_Set task_
Copy each line holding the string "TypeScript".

_Task material_
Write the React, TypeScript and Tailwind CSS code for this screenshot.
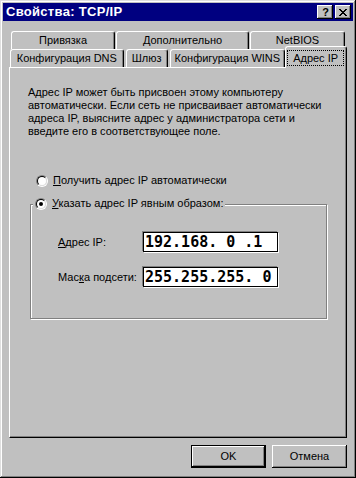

---

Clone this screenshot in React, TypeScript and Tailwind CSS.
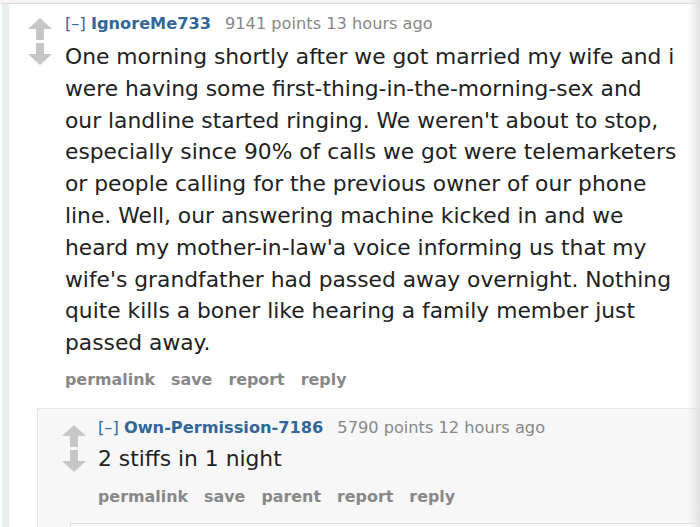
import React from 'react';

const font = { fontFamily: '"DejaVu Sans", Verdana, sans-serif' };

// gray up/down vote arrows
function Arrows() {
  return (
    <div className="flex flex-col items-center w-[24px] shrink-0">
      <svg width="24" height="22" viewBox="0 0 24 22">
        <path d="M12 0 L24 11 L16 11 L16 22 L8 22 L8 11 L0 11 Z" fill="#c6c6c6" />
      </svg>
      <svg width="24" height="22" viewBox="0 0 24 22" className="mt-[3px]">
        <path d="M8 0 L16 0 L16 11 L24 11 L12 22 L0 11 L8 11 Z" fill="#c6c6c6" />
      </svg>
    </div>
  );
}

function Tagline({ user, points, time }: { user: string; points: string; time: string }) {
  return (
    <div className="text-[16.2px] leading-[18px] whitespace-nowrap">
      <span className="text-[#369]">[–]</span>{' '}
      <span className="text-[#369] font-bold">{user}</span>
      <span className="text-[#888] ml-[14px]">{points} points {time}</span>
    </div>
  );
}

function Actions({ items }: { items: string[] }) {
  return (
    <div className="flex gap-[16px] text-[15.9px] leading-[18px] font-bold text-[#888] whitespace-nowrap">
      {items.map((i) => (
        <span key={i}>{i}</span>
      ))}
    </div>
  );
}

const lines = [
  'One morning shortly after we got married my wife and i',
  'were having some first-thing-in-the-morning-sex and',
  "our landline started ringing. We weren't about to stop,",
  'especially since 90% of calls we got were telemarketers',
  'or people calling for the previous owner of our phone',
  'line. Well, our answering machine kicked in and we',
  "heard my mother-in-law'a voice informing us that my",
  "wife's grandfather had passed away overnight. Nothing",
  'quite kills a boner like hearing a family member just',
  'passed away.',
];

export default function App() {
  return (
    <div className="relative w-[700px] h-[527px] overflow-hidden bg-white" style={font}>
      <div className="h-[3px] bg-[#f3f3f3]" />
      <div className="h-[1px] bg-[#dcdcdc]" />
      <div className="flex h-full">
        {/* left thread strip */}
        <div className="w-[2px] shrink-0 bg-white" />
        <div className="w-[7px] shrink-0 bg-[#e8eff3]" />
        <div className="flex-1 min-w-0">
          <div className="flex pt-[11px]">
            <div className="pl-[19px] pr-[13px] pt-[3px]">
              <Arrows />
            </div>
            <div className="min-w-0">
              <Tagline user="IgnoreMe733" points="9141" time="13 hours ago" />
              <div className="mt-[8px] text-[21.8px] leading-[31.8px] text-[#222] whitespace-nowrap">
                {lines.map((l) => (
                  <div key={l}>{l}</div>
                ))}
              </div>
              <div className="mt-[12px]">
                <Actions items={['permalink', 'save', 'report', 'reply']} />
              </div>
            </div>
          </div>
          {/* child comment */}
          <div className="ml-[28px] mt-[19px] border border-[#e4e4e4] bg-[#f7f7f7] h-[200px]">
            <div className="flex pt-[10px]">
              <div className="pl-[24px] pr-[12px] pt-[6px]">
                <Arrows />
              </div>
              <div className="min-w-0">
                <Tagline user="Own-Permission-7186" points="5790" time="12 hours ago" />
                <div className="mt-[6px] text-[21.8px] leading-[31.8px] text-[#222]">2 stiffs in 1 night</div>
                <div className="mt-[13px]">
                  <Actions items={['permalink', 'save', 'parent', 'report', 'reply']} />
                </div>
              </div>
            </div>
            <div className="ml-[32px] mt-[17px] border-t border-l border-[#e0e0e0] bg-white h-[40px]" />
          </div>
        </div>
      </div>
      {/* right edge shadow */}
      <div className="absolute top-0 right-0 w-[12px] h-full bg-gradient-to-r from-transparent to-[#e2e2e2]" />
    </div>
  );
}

---

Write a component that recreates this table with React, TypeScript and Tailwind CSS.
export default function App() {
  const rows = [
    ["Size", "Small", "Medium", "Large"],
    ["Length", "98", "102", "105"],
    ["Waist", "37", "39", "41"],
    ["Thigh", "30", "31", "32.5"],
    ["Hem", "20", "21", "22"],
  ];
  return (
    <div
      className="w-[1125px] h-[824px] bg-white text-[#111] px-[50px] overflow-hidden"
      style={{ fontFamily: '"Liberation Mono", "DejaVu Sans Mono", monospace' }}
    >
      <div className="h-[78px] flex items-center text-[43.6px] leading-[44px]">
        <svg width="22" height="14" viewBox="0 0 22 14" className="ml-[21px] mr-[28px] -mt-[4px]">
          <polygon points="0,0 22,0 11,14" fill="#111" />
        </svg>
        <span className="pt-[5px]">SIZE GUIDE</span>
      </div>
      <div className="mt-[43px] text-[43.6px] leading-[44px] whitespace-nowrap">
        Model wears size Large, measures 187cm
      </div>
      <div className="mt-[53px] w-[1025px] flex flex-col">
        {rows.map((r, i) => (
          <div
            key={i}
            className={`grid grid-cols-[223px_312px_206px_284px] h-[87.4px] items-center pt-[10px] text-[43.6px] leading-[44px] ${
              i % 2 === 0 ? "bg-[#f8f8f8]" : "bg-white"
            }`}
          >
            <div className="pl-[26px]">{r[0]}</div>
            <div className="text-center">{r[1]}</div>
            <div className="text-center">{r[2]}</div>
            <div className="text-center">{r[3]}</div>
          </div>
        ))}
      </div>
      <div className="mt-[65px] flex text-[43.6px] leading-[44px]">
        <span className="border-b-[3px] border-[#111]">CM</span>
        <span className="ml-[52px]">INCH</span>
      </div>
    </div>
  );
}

_Output for this task_
Write the React, TypeScript and Tailwind CSS code for this screenshot.
Clone this screenshot in React, TypeScript and Tailwind CSS.
Write a component that recreates this table with React, TypeScript and Tailwind CSS.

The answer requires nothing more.